After his long and glorious reign of forty-two years, Mohammed the Fair was killed by a fall from his horse near Granada, and was succeeded by his son, Mohammed II., in the last days of the year 1272. Al Ahmar had ever remained at peace with Alfonso :K., but his son, taking advantage of the king's absence in quest of an empire in Germany, sought the assistance of Yusuf, the sovereign or emperor of Morocco, and invaded the Christian frontiers.
Victory was for some time on the side of the Moors. The Castilians were defeated at Ecija in 1278, and their leader, the Viceroy Don Nunez de Lara, was killed in battle, as was also Don Sancho, Infante of Aragon and Archbishop of Toledo, after the rout of his army at Martos, near Jaen, on the 21st of October, 1278; and the victorious Yusuf ravaged Christian Spain to the very gates of Seville.
In the nest year, 1276, the Castilian armies were again twice defeated, in February at Alcoy and in the following July at Lucena. To add to their troubles, King James of Aragon died at Valencia in 1276. Sancho of Castile sought to depose his father Alfonso, at Valladolid. All was in confusion among the Christians; and had it not been for the defection of Yusuf of Morocco, the tide of fortune might have turned in favor of Islam. As it was, the African monarch not only abandoned his cousin of Granada, but he was actually persuaded to send one hundred thousand ducats to his Christian rival at Seville in 1280.
The value of this assistance was soon felt. Tarifa was taken in 1292, and the progress of the Moor was checked forever in Southern Spain. Mohammed II. died in 1332, and was succeeded by his son, Mohammed III., who was usually considered by the Moslem historians to have been the ablest monarch of his house. But he reigned for only seven years, and he was unable to defend Gibraltar from the assaults of his Christian rivals.
http://www.shsu.edu/~his_ncp/MoorSpan.html
So what exactly is happening here? Is there a chance (if things go differently at the beginning of the 13th century) for more? Or even if it doesn't?
Or this "a chance" in the sense the Byzantine Empire in the 14th century can limp on longer than OTL, but has been too badly damaged to once again take flight, and some stronger predator will bring it down?
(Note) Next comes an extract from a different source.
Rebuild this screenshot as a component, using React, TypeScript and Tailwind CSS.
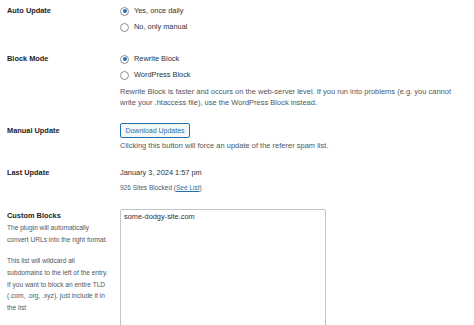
import React from "react";

const font = { fontFamily: '"Liberation Sans", Arial, sans-serif' };

function Radio({ label, checked }: { label: string; checked?: boolean }) {
  return (
    <label className="flex h-[16px] items-center gap-[5px] text-[7.4px] text-[#2c3338]">
      <span className="flex h-[9px] w-[9px] items-center justify-center rounded-full border border-[#8c8f94] bg-white">
        {checked && <span className="h-[4px] w-[4px] rounded-full bg-[#2271b1]" />}
      </span>
      {label}
    </label>
  );
}

function Row({
  label,
  children,
  className,
}: {
  label: React.ReactNode;
  children: React.ReactNode;
  className?: string;
}) {
  return (
    <div className={"flex text-[7.4px] " + (className ?? "")}>
      <div className="w-[120px] shrink-0 pl-[7px] pr-[10px]">{label}</div>
      <div className="w-[338px]">{children}</div>
    </div>
  );
}

const labelCls = "text-[7.4px] font-bold text-[#1d2327]";

export default function App() {
  return (
    <div className="h-[325px] w-[474px] overflow-hidden bg-white" style={font}>
      <Row className="pt-[3px]" label={<div className={"h-[16px] leading-[16px] " + labelCls}>Auto Update</div>}>
        <Radio label="Yes, once daily" checked />
        <Radio label="No, only manual" />
      </Row>

      <Row className="pt-[16px]" label={<div className={"h-[16px] leading-[16px] " + labelCls}>Block Mode</div>}>
        <Radio label="Rewrite Block" checked />
        <Radio label="WordPress Block" />
        <p className="mt-[3px] text-[7.5px] leading-[11px] text-[#50575e]">
          Rewrite Block is faster and occurs on the web-server level. If you run into problems (e.g. you cannot write
          your .htaccess file), use the WordPress Block instead.
        </p>
      </Row>

      <Row className="pt-[15px]" label={<div className={"h-[15px] leading-[15px] " + labelCls}>Manual Update</div>}>
        <button className="block h-[15px] w-[70px] rounded-[2px] border border-[#2271b1] bg-[#f6f7f7] text-[7px] leading-[13px] text-[#2271b1]">
          Download Updates
        </button>
        <p className="mt-[2px] text-[7.5px] leading-[11px] text-[#50575e]">
          Clicking this button will force an update of the referer spam list.
        </p>
      </Row>

      <Row className="pt-[16px]" label={<div className={"h-[11px] leading-[11px] " + labelCls}>Last Update</div>}>
        <div className="text-[7.4px] leading-[11px] text-[#2c3338]">January 3, 2024 1:57 pm</div>
        <div className="mt-[4px] text-[6.5px] leading-[12px] text-[#50575e]">
          926 Sites Blocked (
          <a href="#" className="text-[#2271b1] underline">
            See List
          </a>
          )
        </div>
      </Row>

      <Row
        className="pt-[15px]"
        label={
          <div>
            <div className={"mt-[1px] h-[12px] leading-[12px] " + labelCls}>Custom Blocks</div>
            <p className="text-[6.6px] leading-[11.8px] text-[#50575e]">
              The plugin will automatically convert URLs into the right format.
            </p>
            <p className="mt-[9.5px] text-[6.6px] leading-[11.8px] text-[#50575e]">
              This list will wildcard all subdomains to the left of the entry. If you want to block an entire TLD (.com,
              .org, .xyz), just include it in the list
            </p>
          </div>
        }
      >
        <textarea
          defaultValue="some-dodgy-site.com"
          className="block h-[140px] w-[206px] resize-none rounded-[2px] border border-[#c3c4c7] px-[3px] py-[1px] text-[7.4px] leading-[11px] text-[#2c3338] outline-none"
          style={font}
        />
      </Row>
    </div>
  );
}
Something seems to have kept victory from the grasp of the Moors, even as they reach for it, and I'm not sure its any particular something. But as I understand it, it wasn't an inevitable process - we keep seeing things that could be "other than what they were", if somehow someone changed something that made them go the way they did OTL.
But as Spain's medieval history is a mystery to me, I'm hoping those who understand it better can add to that.